## DATA LISTING
>>>

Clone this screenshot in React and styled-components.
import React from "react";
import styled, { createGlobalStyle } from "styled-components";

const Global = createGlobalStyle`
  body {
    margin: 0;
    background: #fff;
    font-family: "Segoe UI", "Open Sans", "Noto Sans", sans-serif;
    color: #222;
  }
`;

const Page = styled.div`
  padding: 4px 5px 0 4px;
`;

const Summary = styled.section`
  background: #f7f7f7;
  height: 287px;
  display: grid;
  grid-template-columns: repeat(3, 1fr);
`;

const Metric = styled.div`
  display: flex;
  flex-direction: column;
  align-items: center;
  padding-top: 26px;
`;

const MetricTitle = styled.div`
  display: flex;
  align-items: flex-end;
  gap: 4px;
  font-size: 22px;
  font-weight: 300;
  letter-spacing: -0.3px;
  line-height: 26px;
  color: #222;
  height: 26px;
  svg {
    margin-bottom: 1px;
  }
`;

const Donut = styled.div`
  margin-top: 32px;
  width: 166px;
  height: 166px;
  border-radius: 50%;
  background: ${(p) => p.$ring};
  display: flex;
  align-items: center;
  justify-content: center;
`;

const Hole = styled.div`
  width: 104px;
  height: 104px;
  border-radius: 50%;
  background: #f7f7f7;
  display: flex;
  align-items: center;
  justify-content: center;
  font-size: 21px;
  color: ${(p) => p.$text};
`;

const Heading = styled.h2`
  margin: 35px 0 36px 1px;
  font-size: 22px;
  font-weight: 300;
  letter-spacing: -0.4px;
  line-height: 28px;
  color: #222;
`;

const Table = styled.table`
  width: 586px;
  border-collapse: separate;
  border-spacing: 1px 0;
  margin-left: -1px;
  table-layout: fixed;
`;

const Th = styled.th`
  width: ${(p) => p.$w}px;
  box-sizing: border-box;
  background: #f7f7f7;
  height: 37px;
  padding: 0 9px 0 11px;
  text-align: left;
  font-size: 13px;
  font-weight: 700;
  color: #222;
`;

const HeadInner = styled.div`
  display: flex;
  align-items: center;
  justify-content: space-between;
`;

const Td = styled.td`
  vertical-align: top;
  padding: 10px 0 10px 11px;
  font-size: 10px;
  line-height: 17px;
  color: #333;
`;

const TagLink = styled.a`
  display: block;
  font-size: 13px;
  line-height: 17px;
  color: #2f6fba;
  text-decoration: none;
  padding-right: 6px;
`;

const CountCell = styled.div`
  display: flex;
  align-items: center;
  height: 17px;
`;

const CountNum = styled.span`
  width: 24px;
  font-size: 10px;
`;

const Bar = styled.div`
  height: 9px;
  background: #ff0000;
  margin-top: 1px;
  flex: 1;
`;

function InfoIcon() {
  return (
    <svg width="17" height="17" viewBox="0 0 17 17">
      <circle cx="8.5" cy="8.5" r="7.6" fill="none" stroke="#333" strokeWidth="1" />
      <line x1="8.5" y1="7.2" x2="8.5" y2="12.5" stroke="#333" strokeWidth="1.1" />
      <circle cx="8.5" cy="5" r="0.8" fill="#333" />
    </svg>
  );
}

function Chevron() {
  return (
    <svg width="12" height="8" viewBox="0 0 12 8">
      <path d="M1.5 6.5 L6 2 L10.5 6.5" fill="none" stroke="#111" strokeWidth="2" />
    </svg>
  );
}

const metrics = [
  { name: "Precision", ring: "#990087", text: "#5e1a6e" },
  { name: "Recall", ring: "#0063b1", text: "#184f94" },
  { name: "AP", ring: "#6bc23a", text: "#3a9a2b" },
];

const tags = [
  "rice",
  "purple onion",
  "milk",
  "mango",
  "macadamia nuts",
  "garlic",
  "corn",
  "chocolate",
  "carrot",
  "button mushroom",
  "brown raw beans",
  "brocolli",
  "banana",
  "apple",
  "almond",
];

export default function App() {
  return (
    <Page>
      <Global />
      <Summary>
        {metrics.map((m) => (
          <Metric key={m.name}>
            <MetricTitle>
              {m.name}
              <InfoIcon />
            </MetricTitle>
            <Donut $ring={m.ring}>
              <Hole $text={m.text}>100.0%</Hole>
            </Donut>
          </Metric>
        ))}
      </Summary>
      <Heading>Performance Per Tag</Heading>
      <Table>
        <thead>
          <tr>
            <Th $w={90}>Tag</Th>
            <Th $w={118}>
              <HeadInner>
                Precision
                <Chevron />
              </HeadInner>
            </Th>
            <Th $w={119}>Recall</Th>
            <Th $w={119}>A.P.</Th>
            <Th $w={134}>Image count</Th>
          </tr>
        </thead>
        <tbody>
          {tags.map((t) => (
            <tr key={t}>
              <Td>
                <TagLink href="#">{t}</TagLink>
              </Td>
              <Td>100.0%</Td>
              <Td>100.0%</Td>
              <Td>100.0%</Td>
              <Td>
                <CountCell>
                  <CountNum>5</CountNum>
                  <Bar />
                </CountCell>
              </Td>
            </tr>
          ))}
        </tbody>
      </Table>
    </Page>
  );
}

<<<
>>>

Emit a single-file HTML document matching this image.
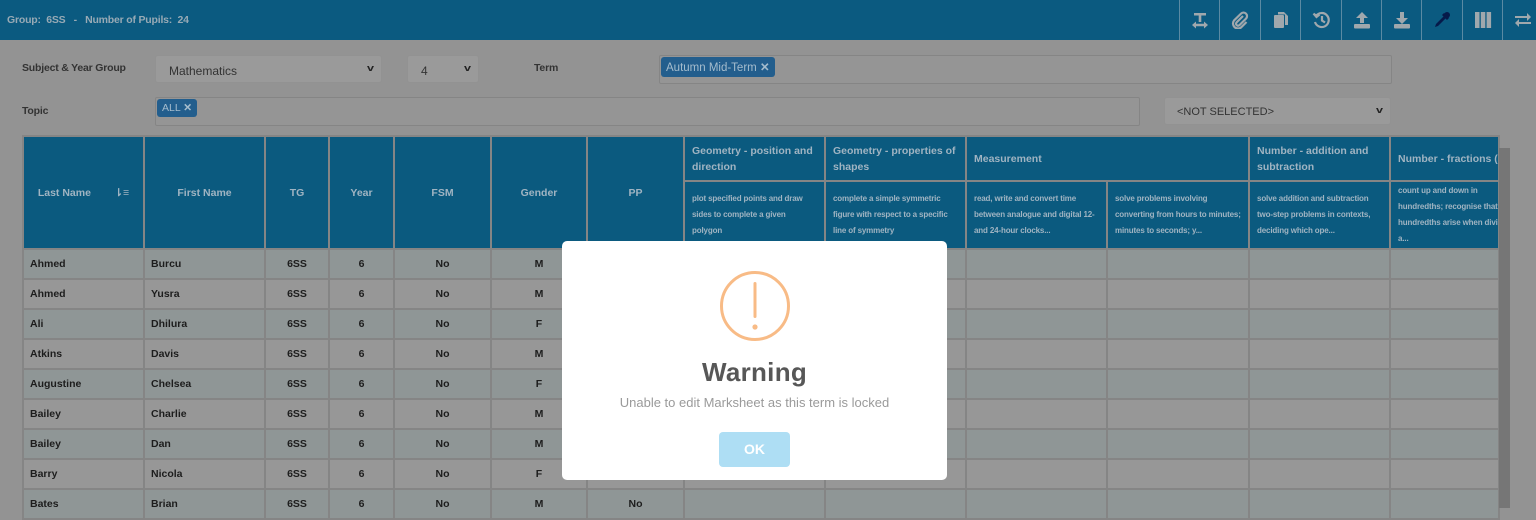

<<<
>>>

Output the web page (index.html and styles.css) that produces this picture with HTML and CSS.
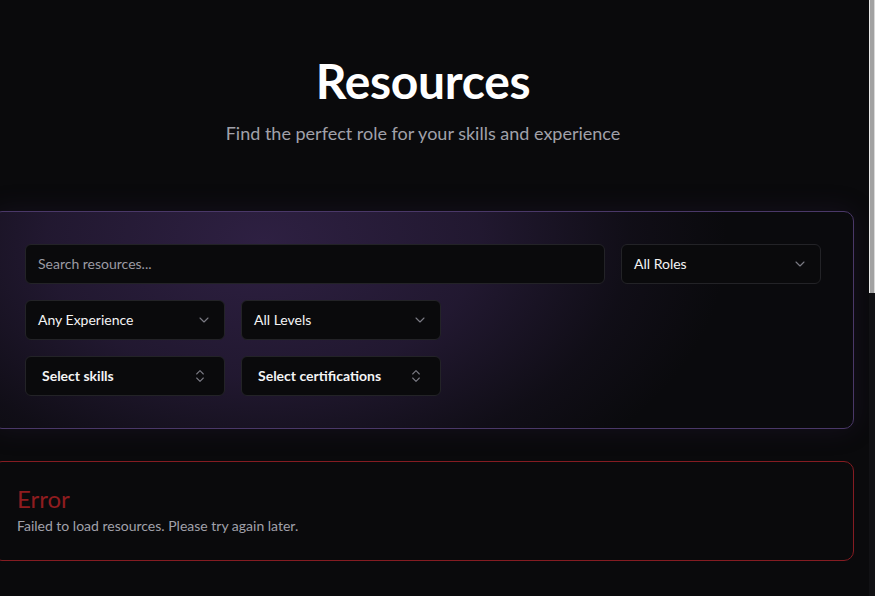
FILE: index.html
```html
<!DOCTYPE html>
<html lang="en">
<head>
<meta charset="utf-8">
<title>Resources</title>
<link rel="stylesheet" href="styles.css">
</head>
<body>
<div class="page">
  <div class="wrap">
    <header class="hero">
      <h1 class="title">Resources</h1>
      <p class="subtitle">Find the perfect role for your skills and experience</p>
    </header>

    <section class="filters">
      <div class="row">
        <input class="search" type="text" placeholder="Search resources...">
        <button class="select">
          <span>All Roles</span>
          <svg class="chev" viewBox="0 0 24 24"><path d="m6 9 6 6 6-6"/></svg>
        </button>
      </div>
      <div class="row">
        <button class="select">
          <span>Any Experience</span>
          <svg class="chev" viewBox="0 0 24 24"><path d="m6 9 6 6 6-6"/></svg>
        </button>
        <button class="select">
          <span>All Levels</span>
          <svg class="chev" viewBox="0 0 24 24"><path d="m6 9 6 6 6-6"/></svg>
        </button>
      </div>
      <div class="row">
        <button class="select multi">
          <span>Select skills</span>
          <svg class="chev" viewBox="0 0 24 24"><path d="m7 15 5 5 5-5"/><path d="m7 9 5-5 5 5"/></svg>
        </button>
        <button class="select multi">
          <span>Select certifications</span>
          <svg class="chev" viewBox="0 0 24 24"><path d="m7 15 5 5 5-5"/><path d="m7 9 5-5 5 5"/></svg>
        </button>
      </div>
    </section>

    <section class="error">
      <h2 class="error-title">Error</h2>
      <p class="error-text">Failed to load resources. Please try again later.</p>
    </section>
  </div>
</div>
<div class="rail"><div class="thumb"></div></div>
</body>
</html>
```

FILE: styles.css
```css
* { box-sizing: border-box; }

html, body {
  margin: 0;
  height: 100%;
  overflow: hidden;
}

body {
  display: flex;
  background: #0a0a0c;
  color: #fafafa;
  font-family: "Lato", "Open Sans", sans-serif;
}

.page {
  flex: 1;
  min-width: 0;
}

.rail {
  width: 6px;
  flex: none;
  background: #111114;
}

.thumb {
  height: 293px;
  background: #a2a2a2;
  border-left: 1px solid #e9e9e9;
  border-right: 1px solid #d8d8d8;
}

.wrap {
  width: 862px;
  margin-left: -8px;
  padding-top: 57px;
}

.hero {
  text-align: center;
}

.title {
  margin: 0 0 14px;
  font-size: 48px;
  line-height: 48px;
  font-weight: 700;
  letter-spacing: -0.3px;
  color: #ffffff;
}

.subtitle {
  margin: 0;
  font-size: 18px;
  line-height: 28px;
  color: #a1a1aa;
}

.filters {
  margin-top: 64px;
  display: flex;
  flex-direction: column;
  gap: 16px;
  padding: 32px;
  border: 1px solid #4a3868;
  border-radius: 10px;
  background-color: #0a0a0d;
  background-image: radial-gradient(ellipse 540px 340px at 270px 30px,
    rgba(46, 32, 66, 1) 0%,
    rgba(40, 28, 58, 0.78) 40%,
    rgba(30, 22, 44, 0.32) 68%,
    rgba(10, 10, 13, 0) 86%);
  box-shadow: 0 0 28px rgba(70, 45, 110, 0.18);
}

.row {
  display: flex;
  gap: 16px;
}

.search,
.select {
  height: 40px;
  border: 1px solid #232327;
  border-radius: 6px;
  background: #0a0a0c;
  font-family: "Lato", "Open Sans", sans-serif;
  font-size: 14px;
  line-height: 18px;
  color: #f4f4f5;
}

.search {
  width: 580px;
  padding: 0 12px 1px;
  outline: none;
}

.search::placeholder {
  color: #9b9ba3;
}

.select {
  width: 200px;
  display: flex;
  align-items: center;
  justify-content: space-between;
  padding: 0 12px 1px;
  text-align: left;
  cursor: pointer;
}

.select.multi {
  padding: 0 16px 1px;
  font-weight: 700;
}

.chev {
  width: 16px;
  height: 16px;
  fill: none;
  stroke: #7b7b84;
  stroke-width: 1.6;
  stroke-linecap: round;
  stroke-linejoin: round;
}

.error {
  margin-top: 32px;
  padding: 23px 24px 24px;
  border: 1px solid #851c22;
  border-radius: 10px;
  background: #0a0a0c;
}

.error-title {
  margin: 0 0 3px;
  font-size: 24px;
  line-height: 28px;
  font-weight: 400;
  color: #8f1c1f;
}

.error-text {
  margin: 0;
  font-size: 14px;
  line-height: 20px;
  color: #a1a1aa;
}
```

<<<

## STATED TASK
Identify the lines in the entries above that contain "index", then copy them out.

## FULL RESPONSE
Output the web page (index.html and styles.css) that produces this picture with HTML and CSS.
FILE: index.html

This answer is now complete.